Pull out all lines from the listing below in which the word "that" appears.
■ ■ ■
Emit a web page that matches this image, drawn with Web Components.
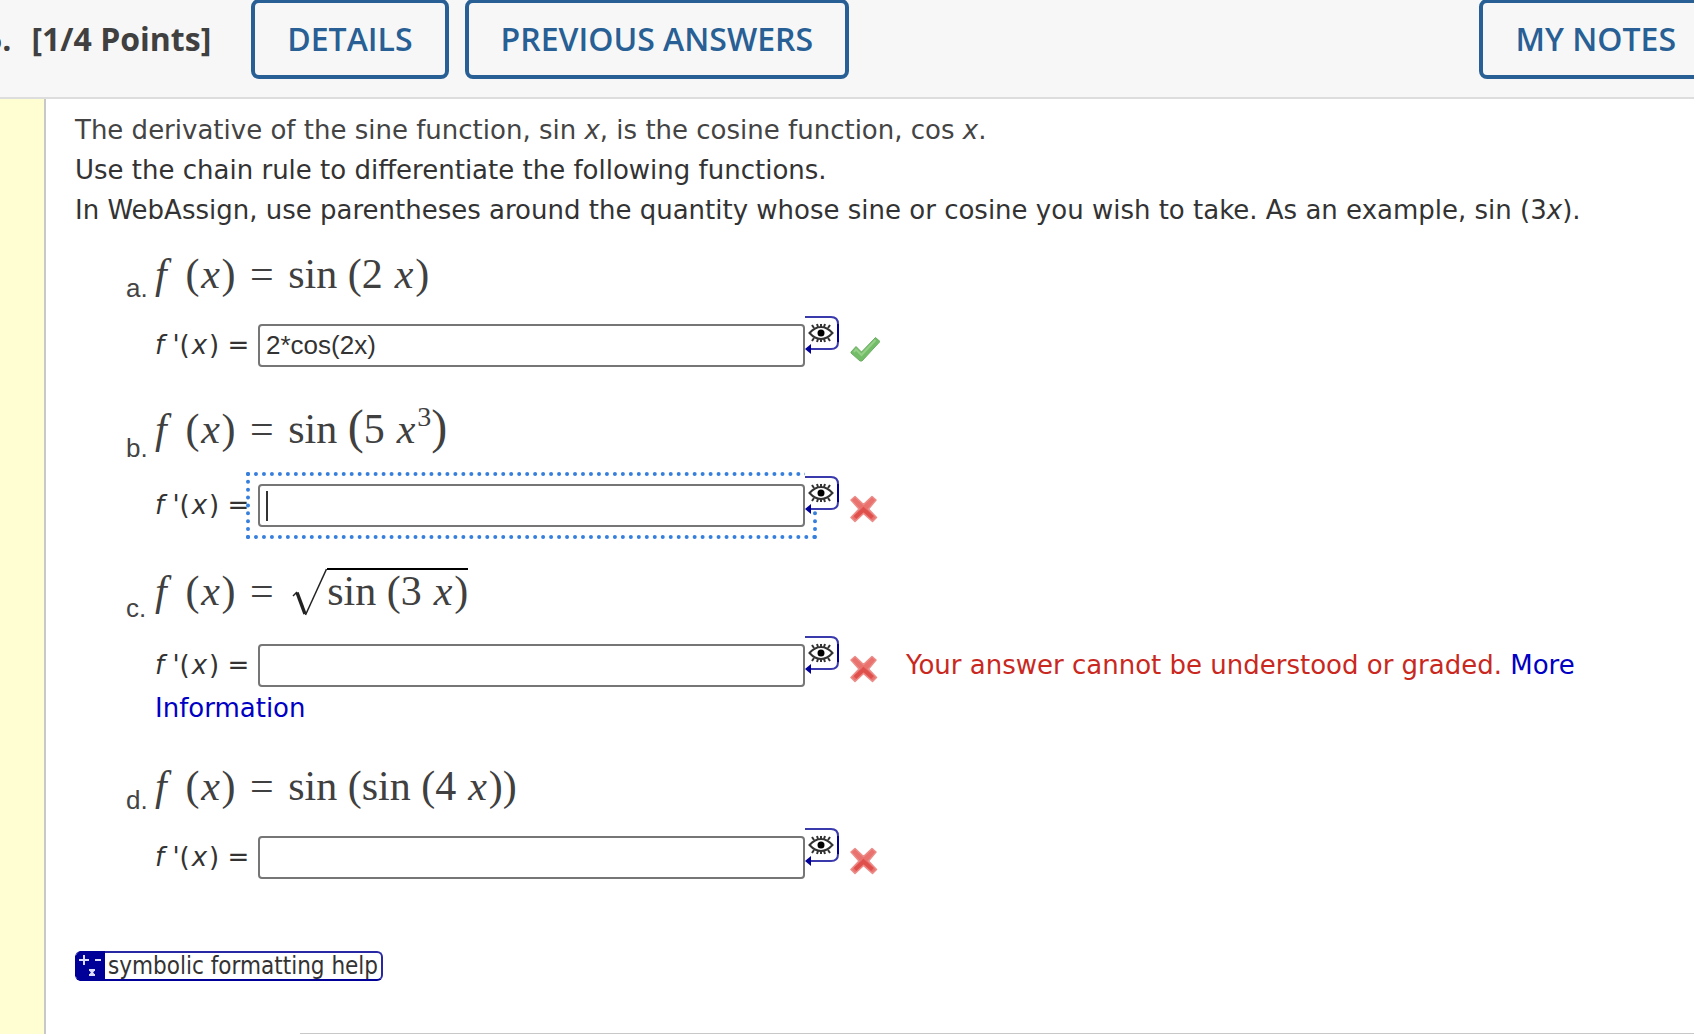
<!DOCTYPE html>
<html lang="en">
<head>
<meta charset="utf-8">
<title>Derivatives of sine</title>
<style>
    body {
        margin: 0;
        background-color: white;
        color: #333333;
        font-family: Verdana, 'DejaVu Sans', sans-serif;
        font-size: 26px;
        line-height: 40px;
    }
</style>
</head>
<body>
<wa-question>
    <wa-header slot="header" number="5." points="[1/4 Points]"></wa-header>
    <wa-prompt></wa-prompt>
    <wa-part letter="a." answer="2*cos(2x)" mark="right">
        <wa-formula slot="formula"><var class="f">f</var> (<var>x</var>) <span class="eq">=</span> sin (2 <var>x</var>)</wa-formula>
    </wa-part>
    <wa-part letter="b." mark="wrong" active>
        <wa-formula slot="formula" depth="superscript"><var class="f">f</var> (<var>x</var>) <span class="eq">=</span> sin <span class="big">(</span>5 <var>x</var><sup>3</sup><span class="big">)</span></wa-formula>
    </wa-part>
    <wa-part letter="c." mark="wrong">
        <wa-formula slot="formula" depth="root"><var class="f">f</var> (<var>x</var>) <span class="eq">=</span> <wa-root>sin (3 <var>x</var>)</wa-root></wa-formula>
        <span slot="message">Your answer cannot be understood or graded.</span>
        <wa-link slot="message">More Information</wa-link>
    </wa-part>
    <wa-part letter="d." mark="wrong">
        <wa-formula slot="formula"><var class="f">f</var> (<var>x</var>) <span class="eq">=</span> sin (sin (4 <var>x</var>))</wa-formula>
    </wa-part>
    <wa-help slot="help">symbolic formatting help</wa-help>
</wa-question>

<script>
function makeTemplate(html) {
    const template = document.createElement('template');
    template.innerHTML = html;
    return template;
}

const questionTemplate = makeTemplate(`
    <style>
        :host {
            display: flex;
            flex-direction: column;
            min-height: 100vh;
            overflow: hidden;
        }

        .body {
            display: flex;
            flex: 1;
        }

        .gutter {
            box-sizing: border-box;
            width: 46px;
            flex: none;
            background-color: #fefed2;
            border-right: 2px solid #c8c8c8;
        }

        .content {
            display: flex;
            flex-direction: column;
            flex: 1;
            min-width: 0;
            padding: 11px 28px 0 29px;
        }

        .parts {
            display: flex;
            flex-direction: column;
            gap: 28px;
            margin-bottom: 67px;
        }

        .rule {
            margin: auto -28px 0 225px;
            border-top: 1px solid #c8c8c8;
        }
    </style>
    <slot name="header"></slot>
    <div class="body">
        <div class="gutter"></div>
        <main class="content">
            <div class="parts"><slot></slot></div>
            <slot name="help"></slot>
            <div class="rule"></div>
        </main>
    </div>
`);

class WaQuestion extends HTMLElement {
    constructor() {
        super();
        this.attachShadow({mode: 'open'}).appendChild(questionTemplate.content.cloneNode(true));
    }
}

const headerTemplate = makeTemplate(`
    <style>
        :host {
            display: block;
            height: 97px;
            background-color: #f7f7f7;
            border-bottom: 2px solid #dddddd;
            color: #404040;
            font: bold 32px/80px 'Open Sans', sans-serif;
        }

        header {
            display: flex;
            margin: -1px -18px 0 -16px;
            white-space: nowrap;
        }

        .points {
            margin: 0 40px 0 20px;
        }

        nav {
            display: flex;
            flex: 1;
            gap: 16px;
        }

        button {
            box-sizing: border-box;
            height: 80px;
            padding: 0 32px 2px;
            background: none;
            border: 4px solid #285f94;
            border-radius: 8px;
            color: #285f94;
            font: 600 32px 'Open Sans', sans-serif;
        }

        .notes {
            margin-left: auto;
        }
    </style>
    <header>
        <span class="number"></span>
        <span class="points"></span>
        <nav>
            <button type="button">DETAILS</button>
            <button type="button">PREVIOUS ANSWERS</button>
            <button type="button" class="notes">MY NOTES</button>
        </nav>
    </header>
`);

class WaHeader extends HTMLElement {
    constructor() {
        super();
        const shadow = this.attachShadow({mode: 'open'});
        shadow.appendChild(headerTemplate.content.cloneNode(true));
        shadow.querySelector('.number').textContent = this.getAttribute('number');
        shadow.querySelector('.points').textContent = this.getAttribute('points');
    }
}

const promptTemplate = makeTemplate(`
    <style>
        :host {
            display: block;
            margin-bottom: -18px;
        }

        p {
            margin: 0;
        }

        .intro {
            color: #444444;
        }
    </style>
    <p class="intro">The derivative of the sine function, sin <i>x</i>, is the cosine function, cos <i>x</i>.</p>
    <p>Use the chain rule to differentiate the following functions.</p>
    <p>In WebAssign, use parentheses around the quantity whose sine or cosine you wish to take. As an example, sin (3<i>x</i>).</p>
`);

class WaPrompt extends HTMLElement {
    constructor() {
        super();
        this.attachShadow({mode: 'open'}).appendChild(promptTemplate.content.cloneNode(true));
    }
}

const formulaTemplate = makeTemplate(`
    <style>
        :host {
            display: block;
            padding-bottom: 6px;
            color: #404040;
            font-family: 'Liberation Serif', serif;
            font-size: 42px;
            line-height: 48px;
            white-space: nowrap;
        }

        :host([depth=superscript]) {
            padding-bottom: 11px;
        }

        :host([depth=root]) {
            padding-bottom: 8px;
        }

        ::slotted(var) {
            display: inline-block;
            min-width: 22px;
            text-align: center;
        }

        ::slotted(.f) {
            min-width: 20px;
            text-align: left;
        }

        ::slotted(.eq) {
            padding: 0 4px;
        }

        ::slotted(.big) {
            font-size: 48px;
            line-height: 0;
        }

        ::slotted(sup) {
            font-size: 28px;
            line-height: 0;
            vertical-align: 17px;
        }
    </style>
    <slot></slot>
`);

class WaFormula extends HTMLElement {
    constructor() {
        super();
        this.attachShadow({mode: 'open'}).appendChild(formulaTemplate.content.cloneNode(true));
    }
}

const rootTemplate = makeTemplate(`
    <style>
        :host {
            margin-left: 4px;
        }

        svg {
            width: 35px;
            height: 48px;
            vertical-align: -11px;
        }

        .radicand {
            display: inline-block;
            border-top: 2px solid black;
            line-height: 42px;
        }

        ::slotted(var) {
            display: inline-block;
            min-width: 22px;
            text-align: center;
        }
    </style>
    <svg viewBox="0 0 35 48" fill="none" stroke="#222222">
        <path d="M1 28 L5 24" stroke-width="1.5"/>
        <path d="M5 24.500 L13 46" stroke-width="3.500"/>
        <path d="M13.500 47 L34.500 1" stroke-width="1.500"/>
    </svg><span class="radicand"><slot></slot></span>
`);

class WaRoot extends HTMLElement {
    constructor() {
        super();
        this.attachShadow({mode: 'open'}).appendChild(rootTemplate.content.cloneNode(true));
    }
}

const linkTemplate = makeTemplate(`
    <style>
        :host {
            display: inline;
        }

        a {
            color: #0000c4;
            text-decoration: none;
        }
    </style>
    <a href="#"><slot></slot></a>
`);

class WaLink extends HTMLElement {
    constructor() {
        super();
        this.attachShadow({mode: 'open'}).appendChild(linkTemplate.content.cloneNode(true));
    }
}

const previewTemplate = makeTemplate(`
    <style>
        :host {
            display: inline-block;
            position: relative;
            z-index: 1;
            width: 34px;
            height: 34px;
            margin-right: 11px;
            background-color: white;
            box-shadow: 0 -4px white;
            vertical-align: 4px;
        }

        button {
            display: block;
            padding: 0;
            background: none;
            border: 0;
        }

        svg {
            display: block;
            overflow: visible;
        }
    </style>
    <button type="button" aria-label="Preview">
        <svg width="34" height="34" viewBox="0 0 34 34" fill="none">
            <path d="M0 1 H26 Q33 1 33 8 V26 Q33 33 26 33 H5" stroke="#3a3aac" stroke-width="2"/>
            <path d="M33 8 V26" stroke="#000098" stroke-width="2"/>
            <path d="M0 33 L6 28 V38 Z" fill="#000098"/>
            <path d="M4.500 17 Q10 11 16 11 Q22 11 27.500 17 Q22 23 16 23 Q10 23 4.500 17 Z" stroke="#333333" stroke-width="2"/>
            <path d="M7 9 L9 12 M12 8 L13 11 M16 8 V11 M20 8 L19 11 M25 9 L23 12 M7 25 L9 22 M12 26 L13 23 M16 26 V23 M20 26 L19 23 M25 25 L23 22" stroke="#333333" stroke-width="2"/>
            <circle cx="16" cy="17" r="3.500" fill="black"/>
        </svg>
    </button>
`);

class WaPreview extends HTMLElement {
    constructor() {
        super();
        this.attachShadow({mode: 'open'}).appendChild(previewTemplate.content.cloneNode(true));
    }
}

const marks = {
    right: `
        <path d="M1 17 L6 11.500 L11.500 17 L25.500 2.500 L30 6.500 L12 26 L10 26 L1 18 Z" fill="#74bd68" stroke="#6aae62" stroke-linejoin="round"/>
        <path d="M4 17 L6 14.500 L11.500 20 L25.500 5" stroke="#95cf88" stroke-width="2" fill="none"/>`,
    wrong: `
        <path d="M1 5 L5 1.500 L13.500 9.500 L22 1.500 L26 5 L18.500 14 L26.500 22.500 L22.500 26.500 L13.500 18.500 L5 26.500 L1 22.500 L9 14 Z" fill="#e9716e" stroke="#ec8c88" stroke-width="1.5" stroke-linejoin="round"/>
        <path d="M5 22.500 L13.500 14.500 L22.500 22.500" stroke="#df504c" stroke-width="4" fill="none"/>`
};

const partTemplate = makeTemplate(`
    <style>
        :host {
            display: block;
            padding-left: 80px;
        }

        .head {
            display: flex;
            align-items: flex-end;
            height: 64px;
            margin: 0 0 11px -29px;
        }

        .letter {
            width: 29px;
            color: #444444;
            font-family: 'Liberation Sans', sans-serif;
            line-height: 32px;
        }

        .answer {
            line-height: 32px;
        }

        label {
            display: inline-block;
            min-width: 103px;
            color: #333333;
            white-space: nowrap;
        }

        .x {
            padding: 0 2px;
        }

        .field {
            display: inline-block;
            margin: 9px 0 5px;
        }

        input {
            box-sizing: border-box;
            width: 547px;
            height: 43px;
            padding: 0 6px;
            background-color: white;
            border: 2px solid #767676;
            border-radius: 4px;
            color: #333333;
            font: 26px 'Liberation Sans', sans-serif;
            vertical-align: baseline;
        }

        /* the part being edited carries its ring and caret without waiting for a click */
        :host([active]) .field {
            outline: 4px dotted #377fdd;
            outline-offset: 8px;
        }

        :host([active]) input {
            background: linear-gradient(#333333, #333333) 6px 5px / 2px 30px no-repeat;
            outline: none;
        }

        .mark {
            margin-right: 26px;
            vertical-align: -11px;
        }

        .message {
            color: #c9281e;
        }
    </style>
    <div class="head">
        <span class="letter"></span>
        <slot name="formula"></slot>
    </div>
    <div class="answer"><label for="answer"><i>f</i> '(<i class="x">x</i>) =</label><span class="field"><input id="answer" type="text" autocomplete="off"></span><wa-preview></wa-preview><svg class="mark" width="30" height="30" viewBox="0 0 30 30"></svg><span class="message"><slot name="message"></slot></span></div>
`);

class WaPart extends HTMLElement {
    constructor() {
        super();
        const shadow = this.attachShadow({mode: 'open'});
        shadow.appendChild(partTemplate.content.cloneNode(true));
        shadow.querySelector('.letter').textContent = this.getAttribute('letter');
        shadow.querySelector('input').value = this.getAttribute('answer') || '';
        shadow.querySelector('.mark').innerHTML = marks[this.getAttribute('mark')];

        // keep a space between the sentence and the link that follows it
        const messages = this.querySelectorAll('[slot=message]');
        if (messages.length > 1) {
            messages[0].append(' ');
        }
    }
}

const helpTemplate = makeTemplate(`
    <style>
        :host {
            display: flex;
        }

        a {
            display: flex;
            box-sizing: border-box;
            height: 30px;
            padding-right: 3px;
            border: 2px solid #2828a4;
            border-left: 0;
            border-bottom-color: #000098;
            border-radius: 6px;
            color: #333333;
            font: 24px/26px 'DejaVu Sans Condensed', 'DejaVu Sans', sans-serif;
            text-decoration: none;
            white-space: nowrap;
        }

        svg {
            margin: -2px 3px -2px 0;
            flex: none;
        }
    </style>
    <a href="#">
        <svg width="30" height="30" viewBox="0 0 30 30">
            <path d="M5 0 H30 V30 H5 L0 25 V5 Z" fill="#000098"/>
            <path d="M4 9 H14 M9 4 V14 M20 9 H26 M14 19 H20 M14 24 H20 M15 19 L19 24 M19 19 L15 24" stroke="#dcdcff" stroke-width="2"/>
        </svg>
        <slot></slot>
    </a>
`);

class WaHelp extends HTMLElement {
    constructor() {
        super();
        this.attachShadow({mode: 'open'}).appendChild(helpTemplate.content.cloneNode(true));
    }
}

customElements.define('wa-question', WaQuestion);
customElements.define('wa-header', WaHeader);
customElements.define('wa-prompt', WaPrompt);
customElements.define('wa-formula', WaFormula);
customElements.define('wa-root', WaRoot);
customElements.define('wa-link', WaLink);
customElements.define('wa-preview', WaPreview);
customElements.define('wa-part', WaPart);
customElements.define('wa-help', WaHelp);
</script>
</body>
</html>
■ ■ ■
▶ _Solution_:
Emit a web page that matches this image, drawn with Web Components.
        // keep a space between the sentence and the link that follows it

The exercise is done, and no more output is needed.